* [Exercise requirements]: Copy each line below in which the word "TypeScript" occurs.

▼▼▼

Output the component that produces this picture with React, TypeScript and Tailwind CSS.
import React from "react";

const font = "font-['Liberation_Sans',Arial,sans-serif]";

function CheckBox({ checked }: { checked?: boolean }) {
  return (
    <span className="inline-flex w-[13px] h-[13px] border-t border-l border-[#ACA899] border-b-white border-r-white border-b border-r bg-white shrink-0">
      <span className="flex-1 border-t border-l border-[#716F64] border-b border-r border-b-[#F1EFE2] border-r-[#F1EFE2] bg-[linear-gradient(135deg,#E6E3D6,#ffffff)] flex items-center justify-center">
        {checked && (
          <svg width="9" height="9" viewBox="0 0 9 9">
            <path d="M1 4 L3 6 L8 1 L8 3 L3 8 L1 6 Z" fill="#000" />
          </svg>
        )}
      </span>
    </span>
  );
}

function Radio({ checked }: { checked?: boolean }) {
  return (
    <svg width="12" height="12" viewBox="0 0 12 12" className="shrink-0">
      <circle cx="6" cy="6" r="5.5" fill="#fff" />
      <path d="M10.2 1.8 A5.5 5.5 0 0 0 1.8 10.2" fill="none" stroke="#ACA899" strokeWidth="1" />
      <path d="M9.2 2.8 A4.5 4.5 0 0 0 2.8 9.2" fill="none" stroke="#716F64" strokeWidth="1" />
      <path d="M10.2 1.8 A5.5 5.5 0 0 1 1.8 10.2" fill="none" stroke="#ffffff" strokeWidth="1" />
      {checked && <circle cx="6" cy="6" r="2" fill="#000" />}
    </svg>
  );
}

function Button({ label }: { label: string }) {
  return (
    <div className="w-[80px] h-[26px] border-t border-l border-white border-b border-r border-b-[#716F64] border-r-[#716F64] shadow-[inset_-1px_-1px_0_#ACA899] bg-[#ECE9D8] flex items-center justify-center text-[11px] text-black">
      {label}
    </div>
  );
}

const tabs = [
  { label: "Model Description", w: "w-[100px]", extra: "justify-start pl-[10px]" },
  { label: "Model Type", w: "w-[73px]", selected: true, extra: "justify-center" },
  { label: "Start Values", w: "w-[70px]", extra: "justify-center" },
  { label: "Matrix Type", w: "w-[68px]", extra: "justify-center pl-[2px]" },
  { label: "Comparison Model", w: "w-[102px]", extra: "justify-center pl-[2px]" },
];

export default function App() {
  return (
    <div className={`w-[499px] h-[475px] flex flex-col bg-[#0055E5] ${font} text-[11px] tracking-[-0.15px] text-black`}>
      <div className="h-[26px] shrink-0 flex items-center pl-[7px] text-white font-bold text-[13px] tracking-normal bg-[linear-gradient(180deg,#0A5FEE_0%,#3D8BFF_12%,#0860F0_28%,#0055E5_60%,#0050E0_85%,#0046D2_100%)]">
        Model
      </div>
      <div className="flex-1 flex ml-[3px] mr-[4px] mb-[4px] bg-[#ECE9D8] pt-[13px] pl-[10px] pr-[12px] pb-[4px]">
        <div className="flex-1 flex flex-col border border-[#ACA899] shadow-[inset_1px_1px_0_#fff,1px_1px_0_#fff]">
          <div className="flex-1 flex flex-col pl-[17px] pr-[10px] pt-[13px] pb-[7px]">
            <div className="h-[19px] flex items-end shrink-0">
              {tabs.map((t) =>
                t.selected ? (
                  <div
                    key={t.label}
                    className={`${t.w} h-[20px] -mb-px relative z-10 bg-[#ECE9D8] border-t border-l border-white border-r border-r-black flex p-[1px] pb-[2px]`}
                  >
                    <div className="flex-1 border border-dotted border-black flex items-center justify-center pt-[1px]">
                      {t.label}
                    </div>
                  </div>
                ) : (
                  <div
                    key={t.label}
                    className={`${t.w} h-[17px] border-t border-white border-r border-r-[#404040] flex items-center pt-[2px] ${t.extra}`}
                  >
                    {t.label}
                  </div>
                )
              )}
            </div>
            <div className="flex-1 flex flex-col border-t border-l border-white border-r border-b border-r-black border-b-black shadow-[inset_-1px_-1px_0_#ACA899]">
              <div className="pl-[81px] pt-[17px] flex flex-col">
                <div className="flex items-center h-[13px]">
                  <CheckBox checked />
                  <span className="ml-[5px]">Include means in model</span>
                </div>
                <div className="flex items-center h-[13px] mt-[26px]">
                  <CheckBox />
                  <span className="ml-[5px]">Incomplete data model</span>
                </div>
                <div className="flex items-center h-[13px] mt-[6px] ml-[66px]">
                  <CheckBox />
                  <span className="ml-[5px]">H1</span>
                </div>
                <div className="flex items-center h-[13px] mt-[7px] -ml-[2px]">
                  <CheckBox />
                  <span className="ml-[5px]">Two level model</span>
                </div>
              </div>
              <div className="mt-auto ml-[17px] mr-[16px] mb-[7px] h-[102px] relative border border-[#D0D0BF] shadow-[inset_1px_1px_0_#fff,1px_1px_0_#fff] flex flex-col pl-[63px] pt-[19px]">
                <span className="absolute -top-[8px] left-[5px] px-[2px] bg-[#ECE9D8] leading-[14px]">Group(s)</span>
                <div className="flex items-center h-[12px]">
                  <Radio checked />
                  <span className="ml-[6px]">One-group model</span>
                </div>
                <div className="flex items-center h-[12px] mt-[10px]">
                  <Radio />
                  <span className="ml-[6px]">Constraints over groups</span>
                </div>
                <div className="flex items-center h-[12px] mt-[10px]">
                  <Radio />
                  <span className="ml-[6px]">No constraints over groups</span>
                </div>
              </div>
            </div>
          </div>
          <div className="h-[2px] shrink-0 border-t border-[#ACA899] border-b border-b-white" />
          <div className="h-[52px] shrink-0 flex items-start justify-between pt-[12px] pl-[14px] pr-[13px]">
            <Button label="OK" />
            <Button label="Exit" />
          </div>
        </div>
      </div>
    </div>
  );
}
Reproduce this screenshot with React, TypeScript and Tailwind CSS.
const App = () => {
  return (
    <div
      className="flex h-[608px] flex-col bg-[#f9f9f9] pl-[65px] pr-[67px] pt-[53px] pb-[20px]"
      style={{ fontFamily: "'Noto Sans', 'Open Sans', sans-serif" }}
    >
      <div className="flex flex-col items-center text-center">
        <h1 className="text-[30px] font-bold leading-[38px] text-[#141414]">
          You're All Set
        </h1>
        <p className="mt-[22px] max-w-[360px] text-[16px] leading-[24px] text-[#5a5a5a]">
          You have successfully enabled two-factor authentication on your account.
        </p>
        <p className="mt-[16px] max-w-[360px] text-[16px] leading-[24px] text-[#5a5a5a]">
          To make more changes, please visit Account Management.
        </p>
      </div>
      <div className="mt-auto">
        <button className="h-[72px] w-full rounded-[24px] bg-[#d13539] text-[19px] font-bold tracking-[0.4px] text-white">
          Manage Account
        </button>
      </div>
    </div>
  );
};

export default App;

▲▲▲
▼▼▼

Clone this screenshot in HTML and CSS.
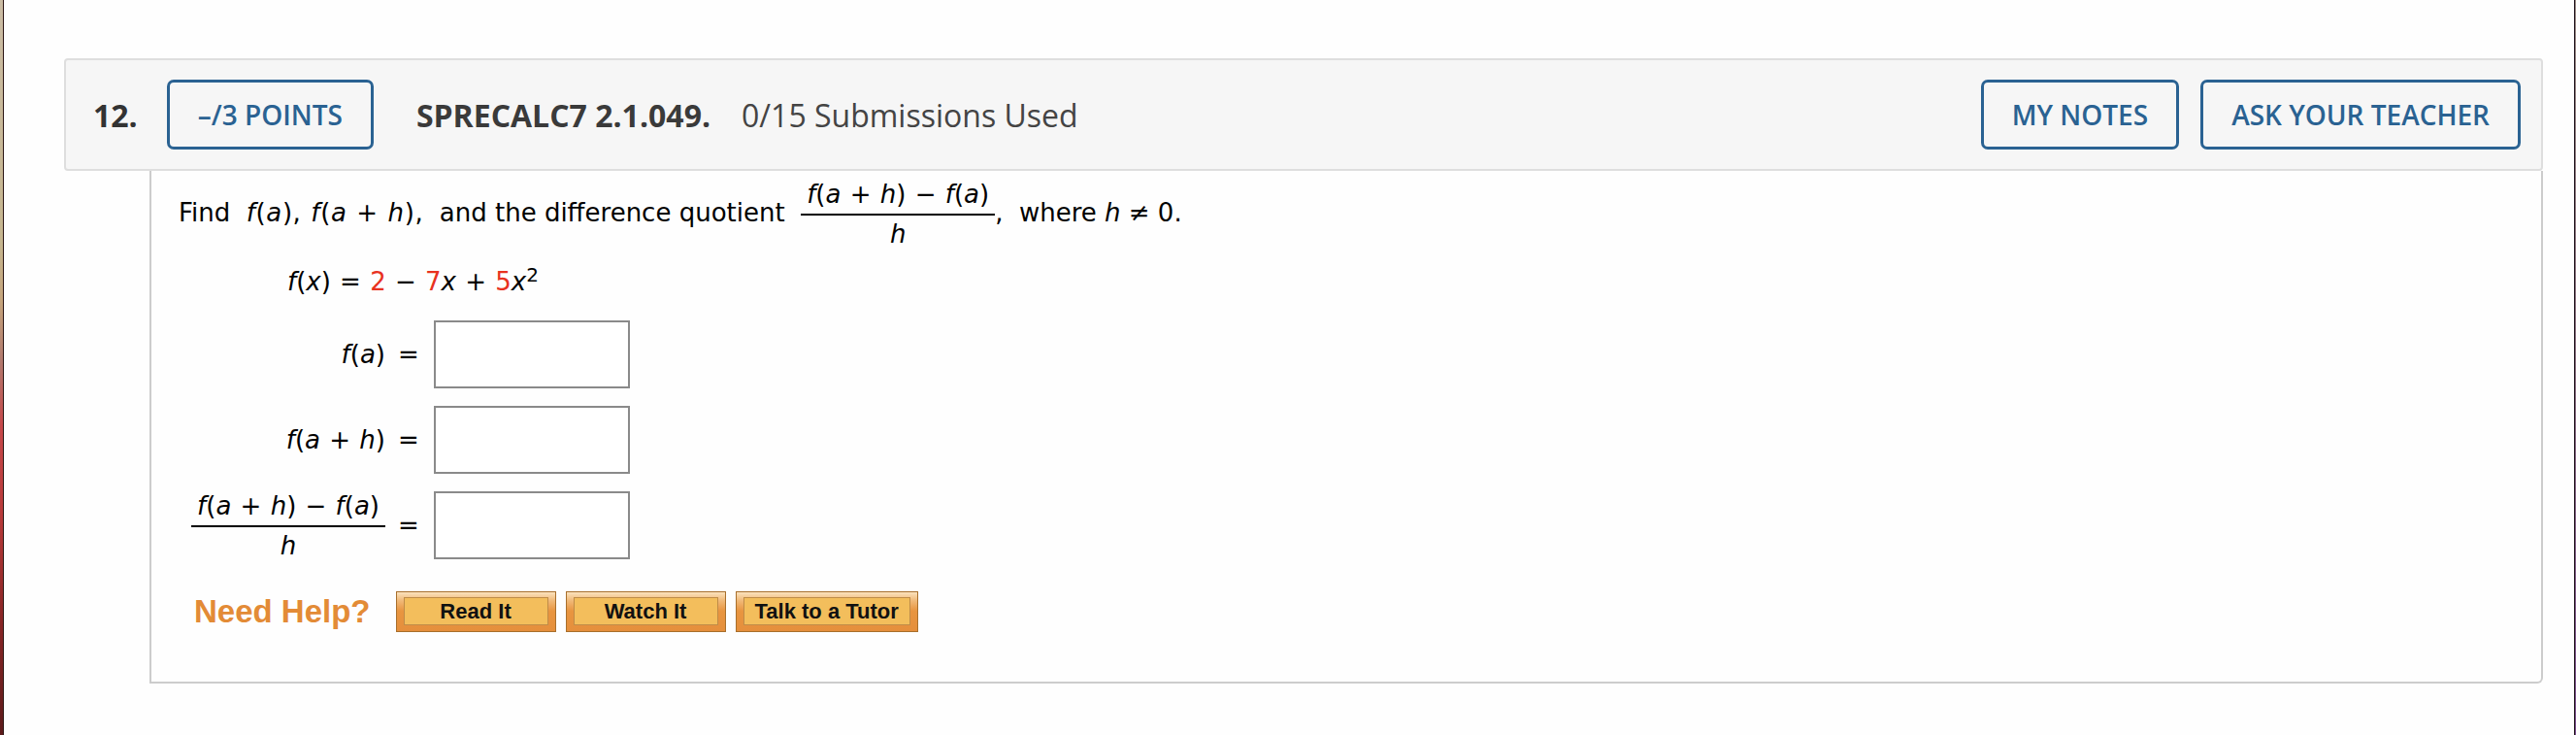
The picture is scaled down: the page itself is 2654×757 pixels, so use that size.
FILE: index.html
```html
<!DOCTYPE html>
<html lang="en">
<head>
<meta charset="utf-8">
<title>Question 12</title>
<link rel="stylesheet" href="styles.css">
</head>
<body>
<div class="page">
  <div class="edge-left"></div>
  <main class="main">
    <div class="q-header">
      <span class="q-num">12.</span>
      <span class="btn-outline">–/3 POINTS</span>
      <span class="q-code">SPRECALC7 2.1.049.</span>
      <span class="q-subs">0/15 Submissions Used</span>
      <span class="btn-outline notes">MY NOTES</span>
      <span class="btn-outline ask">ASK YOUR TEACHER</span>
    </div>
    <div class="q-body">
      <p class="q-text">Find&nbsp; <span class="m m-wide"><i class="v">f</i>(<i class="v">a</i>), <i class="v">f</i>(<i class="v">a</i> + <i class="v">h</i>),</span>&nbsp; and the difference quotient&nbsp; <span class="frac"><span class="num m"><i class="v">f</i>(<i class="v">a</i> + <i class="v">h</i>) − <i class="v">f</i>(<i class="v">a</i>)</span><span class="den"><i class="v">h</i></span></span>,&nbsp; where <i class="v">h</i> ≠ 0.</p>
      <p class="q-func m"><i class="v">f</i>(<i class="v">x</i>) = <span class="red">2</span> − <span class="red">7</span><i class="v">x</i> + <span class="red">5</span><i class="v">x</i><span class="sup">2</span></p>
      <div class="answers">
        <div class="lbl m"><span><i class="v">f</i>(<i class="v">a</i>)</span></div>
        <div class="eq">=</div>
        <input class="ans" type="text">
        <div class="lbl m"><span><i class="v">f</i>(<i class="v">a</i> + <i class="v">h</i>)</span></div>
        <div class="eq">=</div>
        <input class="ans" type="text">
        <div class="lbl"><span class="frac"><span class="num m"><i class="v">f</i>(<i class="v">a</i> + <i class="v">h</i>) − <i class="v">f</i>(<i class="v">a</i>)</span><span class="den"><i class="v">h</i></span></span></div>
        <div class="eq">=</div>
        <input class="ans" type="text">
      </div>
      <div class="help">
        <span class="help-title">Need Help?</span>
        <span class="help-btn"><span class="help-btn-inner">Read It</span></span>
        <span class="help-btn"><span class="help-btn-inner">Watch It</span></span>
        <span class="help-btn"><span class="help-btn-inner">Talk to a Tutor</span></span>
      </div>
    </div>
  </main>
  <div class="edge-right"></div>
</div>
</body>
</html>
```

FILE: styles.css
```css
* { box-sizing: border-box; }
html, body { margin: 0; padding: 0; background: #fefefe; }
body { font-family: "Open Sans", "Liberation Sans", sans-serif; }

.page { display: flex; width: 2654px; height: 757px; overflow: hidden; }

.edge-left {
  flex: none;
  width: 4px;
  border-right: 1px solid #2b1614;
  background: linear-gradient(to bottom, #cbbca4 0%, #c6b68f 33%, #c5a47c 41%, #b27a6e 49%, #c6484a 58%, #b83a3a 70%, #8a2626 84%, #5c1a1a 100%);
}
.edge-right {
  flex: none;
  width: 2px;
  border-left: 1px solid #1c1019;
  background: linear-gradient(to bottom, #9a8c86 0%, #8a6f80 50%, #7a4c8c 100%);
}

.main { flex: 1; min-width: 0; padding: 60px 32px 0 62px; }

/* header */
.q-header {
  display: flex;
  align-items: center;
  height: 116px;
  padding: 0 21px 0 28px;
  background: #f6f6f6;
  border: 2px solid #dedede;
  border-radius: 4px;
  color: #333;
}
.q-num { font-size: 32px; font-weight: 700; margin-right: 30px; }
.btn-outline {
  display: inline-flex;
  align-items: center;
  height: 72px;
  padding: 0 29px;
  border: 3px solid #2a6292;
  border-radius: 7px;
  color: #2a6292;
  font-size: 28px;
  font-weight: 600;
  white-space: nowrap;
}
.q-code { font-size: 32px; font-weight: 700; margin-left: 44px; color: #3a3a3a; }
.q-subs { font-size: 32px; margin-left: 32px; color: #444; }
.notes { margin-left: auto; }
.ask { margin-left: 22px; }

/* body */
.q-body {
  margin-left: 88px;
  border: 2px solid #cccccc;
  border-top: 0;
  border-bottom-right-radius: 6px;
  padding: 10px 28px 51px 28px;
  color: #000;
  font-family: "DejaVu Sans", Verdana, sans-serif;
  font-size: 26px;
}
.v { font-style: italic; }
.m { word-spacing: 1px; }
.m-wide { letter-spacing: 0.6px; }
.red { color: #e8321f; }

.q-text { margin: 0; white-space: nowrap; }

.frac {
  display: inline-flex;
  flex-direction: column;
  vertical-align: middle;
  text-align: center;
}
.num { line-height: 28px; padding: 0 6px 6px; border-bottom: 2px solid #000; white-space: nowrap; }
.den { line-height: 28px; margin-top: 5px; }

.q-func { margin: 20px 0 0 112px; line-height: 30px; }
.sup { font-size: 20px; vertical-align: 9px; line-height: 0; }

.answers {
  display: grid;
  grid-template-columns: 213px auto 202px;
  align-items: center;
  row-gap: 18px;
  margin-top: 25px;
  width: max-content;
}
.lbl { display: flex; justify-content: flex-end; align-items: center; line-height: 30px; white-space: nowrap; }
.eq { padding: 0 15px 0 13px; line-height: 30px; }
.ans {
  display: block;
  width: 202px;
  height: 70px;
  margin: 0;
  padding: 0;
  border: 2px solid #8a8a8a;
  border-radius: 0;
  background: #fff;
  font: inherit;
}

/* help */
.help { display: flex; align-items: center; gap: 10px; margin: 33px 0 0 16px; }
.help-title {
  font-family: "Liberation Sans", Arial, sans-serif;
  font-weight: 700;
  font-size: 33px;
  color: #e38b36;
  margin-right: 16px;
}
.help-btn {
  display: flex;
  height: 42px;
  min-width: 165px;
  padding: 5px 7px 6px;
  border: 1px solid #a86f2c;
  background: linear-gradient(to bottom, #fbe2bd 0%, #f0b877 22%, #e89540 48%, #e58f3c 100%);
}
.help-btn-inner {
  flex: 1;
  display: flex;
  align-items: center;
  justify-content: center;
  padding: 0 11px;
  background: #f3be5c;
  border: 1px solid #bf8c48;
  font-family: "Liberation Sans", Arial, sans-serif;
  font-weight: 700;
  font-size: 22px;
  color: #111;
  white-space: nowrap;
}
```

▲▲▲

* [Output of the exercise]:
Output the component that produces this picture with React, TypeScript and Tailwind CSS.
Reproduce this screenshot with React, TypeScript and Tailwind CSS.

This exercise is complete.